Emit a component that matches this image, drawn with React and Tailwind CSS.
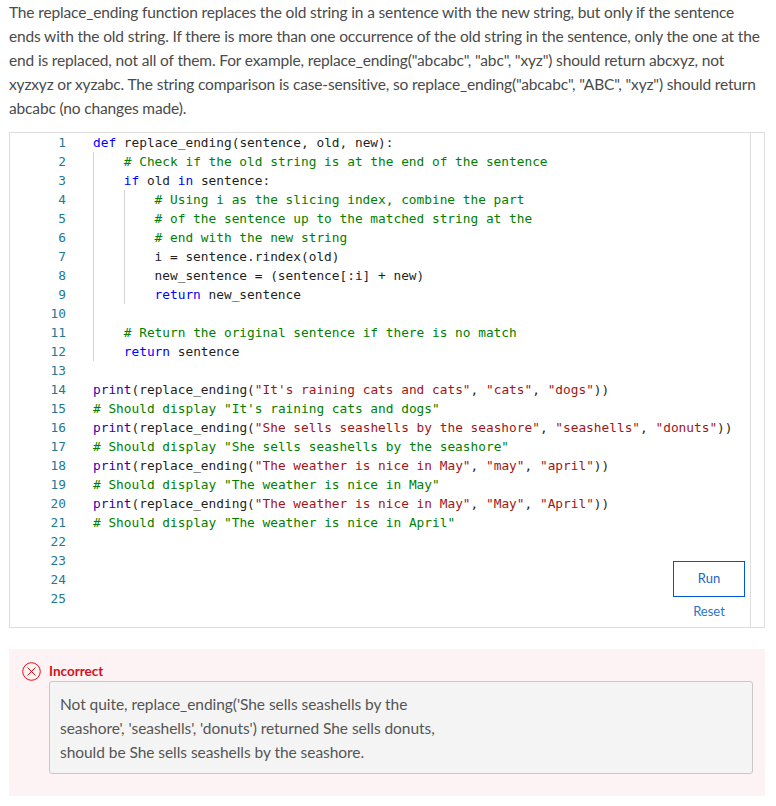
const K = "text-[#0000ff]";
const C = "text-[#008000]";
const S = "text-[#a31515]";
const P = "text-[#3300aa]";
const D = "text-[#1f1f1f]";

// indent = number of guide lines, tokens = [colour, text]
const LINES = [
  [0, [[K, "def"], [D, " replace_ending(sentence, old, new):"]]],
  [1, [[C, "# Check if the old string is at the end of the sentence"]]],
  [1, [[K, "if"], [D, " old "], [K, "in"], [D, " sentence:"]]],
  [2, [[C, "# Using i as the slicing index, combine the part"]]],
  [2, [[C, "# of the sentence up to the matched string at the"]]],
  [2, [[C, "# end with the new string"]]],
  [2, [[D, "i = sentence.rindex(old)"]]],
  [2, [[D, "new_sentence = (sentence[:i] + new)"]]],
  [2, [[K, "return"], [D, " new_sentence"]]],
  [1, []],
  [1, [[C, "# Return the original sentence if there is no match"]]],
  [1, [[K, "return"], [D, " sentence"]]],
  [0, []],
  [0, [[P, "print"], [D, "(replace_ending("], [S, "\"It's raining cats and cats\""], [D, ", "], [S, "\"cats\""], [D, ", "], [S, "\"dogs\""], [D, "))"]]],
  [0, [[C, "# Should display \"It's raining cats and dogs\""]]],
  [0, [[P, "print"], [D, "(replace_ending("], [S, "\"She sells seashells by the seashore\""], [D, ", "], [S, "\"seashells\""], [D, ", "], [S, "\"donuts\""], [D, "))"]]],
  [0, [[C, "# Should display \"She sells seashells by the seashore\""]]],
  [0, [[P, "print"], [D, "(replace_ending("], [S, "\"The weather is nice in May\""], [D, ", "], [S, "\"may\""], [D, ", "], [S, "\"april\""], [D, "))"]]],
  [0, [[C, "# Should display \"The weather is nice in May\""]]],
  [0, [[P, "print"], [D, "(replace_ending("], [S, "\"The weather is nice in May\""], [D, ", "], [S, "\"May\""], [D, ", "], [S, "\"April\""], [D, "))"]]],
  [0, [[C, "# Should display \"The weather is nice in April\""]]],
  [0, []],
  [0, []],
  [0, []],
  [0, []],
];

function CodeLine({ indent, tokens }) {
  const guides = [];
  for (let i = 0; i < indent; i++) {
    guides.push(<span key={i} className="w-[30.8px] shrink-0 border-l border-[#d3d3d3]" />);
  }
  return (
    <div className="flex h-[19px] leading-[19px]">
      {guides}
      <span className="whitespace-pre">
        {tokens.map(([color, text], i) => (
          <span key={i} className={color}>{text}</span>
        ))}
      </span>
    </div>
  );
}

export default function App() {
  return (
    <div className="bg-white min-h-[806px] pl-[9px] pr-[11px] text-[15.5px] tracking-[-0.15px] font-['Lato','Open_Sans',sans-serif] text-[#4a4a4a]">
      <p className="leading-[24px] whitespace-nowrap">
        The replace_ending function replaces the old string in a sentence with the new string, but only if the sentence<br />
        ends with the old string. If there is more than one occurrence of the old string in the sentence, only the one at the<br />
        end is replaced, not all of them. For example, replace_ending("abcabc", "abc", "xyz") should return abcxyz, not<br />
        xyzxyz or xyzabc. The string comparison is case-sensitive, so replace_ending("abcabc", "ABC", "xyz") should return<br />
        abcabc (no changes made).
      </p>

      <div className="mt-[12px] h-[496px] border border-[#dddddd] flex tracking-normal font-['DejaVu_Sans_Mono','Liberation_Mono',monospace] text-[12.8px]">
        <div className="w-[56px] text-right text-[#237893] shrink-0">
          {LINES.map((_, i) => (
            <div key={i} className="h-[19px] leading-[19px]">{i + 1}</div>
          ))}
        </div>
        <div className="relative flex-1 pl-[27px]">
          {LINES.map(([indent, tokens], i) => (
            <CodeLine key={i} indent={indent} tokens={tokens} />
          ))}
          <div className="absolute right-[5px] top-[428px] flex flex-col items-center font-['Lato','Open_Sans',sans-serif] text-[13px]">
            <button className="w-[72px] h-[36px] border border-[#0056d2] text-[#1a66c2]">Run</button>
            <button className="mt-[5px] h-[18px] leading-[18px] text-[#2a73cc]">Reset</button>
          </div>
        </div>
        <div className="w-[14px] shrink-0 border-l border-[#dddddd]" />
      </div>

      <div className="mt-[21px] h-[147px] bg-[#fdf2f4] pl-[13px] pr-[12px] pt-[13px]">
        <div className="flex items-center h-[19px]">
          <svg width="19" height="19" viewBox="0 0 19 19" fill="none" stroke="#e01010" strokeWidth="1">
            <circle cx="9.5" cy="9.5" r="8.8" />
            <path d="M5.5 5.5l8 8M13.5 5.5l-8 8" />
          </svg>
          <span className="ml-[8px] text-[13.5px] tracking-normal font-bold text-[#d4101c]">Incorrect</span>
        </div>
        <div className="ml-[27px] h-[93px] rounded-[3px] border border-[#c8c8c8] bg-[#f4f4f4] px-[10px] py-[10px] leading-[24px] tracking-[-0.05px] whitespace-nowrap text-[#555555]">
          Not quite, replace_ending('She sells seashells by the<br />
          seashore', 'seashells', 'donuts') returned She sells donuts,<br />
          should be She sells seashells by the seashore.
        </div>
      </div>
    </div>
  );
}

•••

#### OBJECTIVE
Return every line above in which the string "with" occurs.

#### TASK RESPONSE
Emit a component that matches this image, drawn with React and Tailwind CSS.
  [2, [[C, "# end with the new string"]]],
        The replace_ending function replaces the old string in a sentence with the new string, but only if the sentence<br />
        ends with the old string. If there is more than one occurrence of the old string in the sentence, only the one at the<br />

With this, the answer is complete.